··· Dataset records ···

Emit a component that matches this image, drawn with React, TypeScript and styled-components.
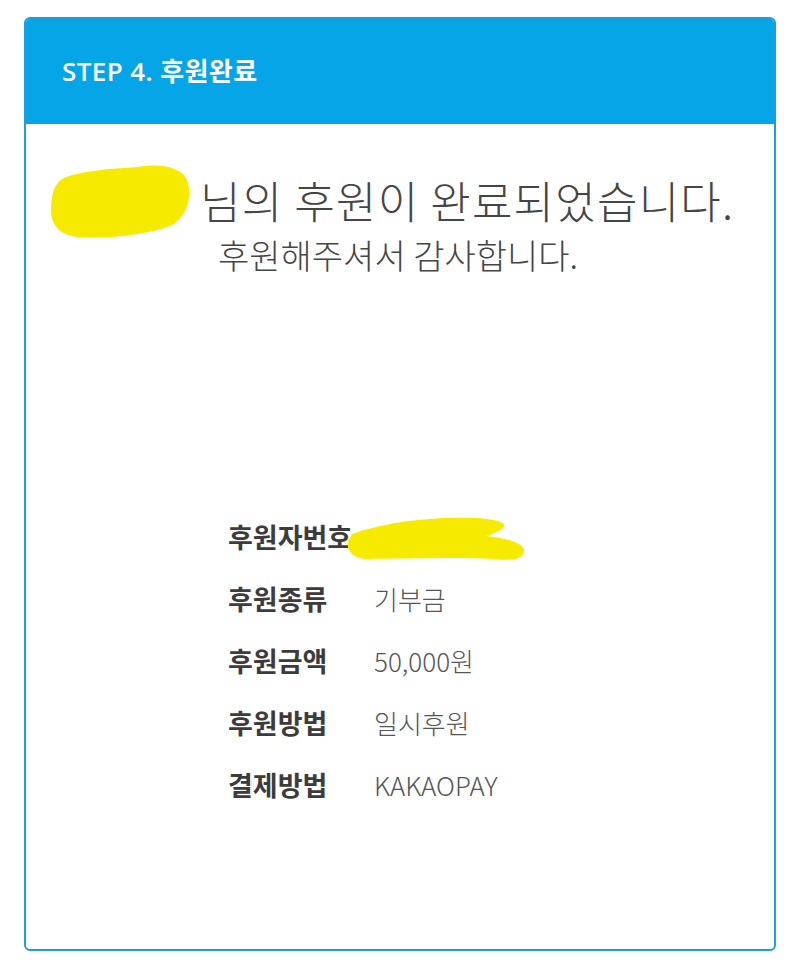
import styled, { createGlobalStyle } from "styled-components";

const GlobalStyle = createGlobalStyle`
  html, body {
    margin: 0;
    padding: 0;
    background: #ffffff;
    font-family: "Noto Sans CJK KR", "Noto Sans", sans-serif;
  }
`;

type Row = { label: string; value?: string; hidden?: boolean };

const rows: Row[] = [
  { label: "후원자번호", hidden: true },
  { label: "후원종류", value: "기부금" },
  { label: "후원금액", value: "50,000원" },
  { label: "후원방법", value: "일시후원" },
  { label: "결제방법", value: "KAKAOPAY" },
];

const Blob = ({ kind }: { kind: "name" | "number" }) =>
  kind === "name" ? (
    <NameMark width="144" height="82" viewBox="0 0 144 82">
      <path
        d="M14 20 C30 12 60 10 90 8 C112 4 136 8 140 24 C144 40 138 58 124 66 C100 76 60 80 30 78 C10 76 2 64 3 48 C4 34 6 26 14 20 Z"
        fill="#f6ea00"
      />
    </NameMark>
  ) : (
    <NumberMark width="184" height="50" viewBox="0 0 184 50">
      <path
        d="M8 20 C30 12 60 6 100 4 C130 3 152 4 160 10 C162 15 152 19 142 22 C160 24 178 28 180 36 C180 45 170 47 150 45 C110 43 60 45 24 45 C8 45 2 36 4 27 Z"
        fill="#f6ea00"
      />
    </NumberMark>
  );

const App = () => {
  return (
    <>
      <GlobalStyle />
      <Page>
        <Card>
          <Header>STEP 4. 후원완료</Header>
          <Body>
            <Message>
              <Title>
                <Blob kind="name" />
                <span>님의 후원이 완료되었습니다.</span>
              </Title>
              <Thanks>후원해주셔서 감사합니다.</Thanks>
            </Message>
            <InfoList>
              {rows.map((r) => (
                <InfoRow key={r.label}>
                  <Label $auto={r.hidden}>{r.label}</Label>
                  {r.hidden ? <Blob kind="number" /> : <Value>{r.value}</Value>}
                </InfoRow>
              ))}
            </InfoList>
          </Body>
        </Card>
      </Page>
    </>
  );
};

const Page = styled.div`
  padding: 17px 24px 22px;
`;

const Card = styled.div`
  height: 934px;
  box-sizing: border-box;
  border: 2px solid #1c9fd6;
  border-radius: 6px;
  overflow: hidden;
  display: flex;
  flex-direction: column;
`;

const Header = styled.div`
  height: 105px;
  background: #06a5e7;
  color: #ffffff;
  font-family: "Open Sans", "Noto Sans CJK KR", sans-serif;
  font-weight: 600;
  font-size: 26px;
  letter-spacing: 0.4px;
  display: flex;
  align-items: center;
  padding-left: 36px;
  padding-bottom: 4px;
  box-sizing: border-box;
`;

const Body = styled.div`
  flex: 1;
  display: flex;
  flex-direction: column;
`;

const Message = styled.div`
  padding: 35px 0 0 22px;
  color: #454545;
`;

const Title = styled.div`
  display: flex;
  align-items: center;
  font-size: 44px;
  font-weight: 300;
  letter-spacing: 1.2px;
  line-height: 1;
  gap: 8px;
`;

const NameMark = styled.svg`
  display: block;
  flex: none;
`;

const NumberMark = styled.svg`
  display: block;
  margin-left: -8px;
  margin-top: 4px;
`;

const Thanks = styled.div`
  margin: -6px 0 0 170px;
  font-size: 34px;
  font-weight: 300;
  line-height: 1.2;
`;

const InfoList = styled.div`
  margin-top: 239px;
  padding-left: 202px;
  display: flex;
  flex-direction: column;
  gap: 18px;
`;

const InfoRow = styled.div`
  display: flex;
  align-items: center;
  height: 44px;
`;

const Label = styled.div<{ $auto?: boolean }>`
  width: ${(p) => (p.$auto ? "auto" : "146px")};
  font-size: 27px;
  font-weight: 700;
  color: #3c3c3c;
  flex: none;
  white-space: nowrap;
`;

const Value = styled.div`
  font-size: 26px;
  font-weight: 300;
  color: #555555;
`;

export default App;
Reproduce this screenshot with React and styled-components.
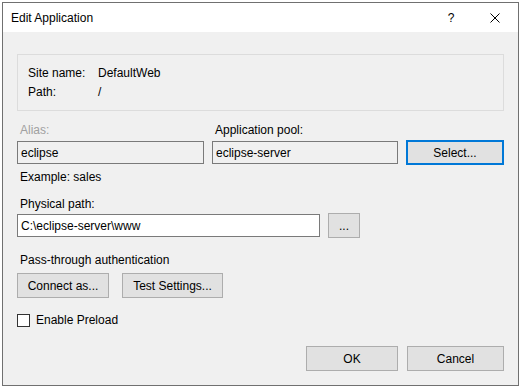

···

What the task asks —
Copy each line from the data above that includes "this".

Exercise output —
Emit a component that matches this image, drawn with React, TypeScript and styled-components.
Reproduce this screenshot with React and styled-components.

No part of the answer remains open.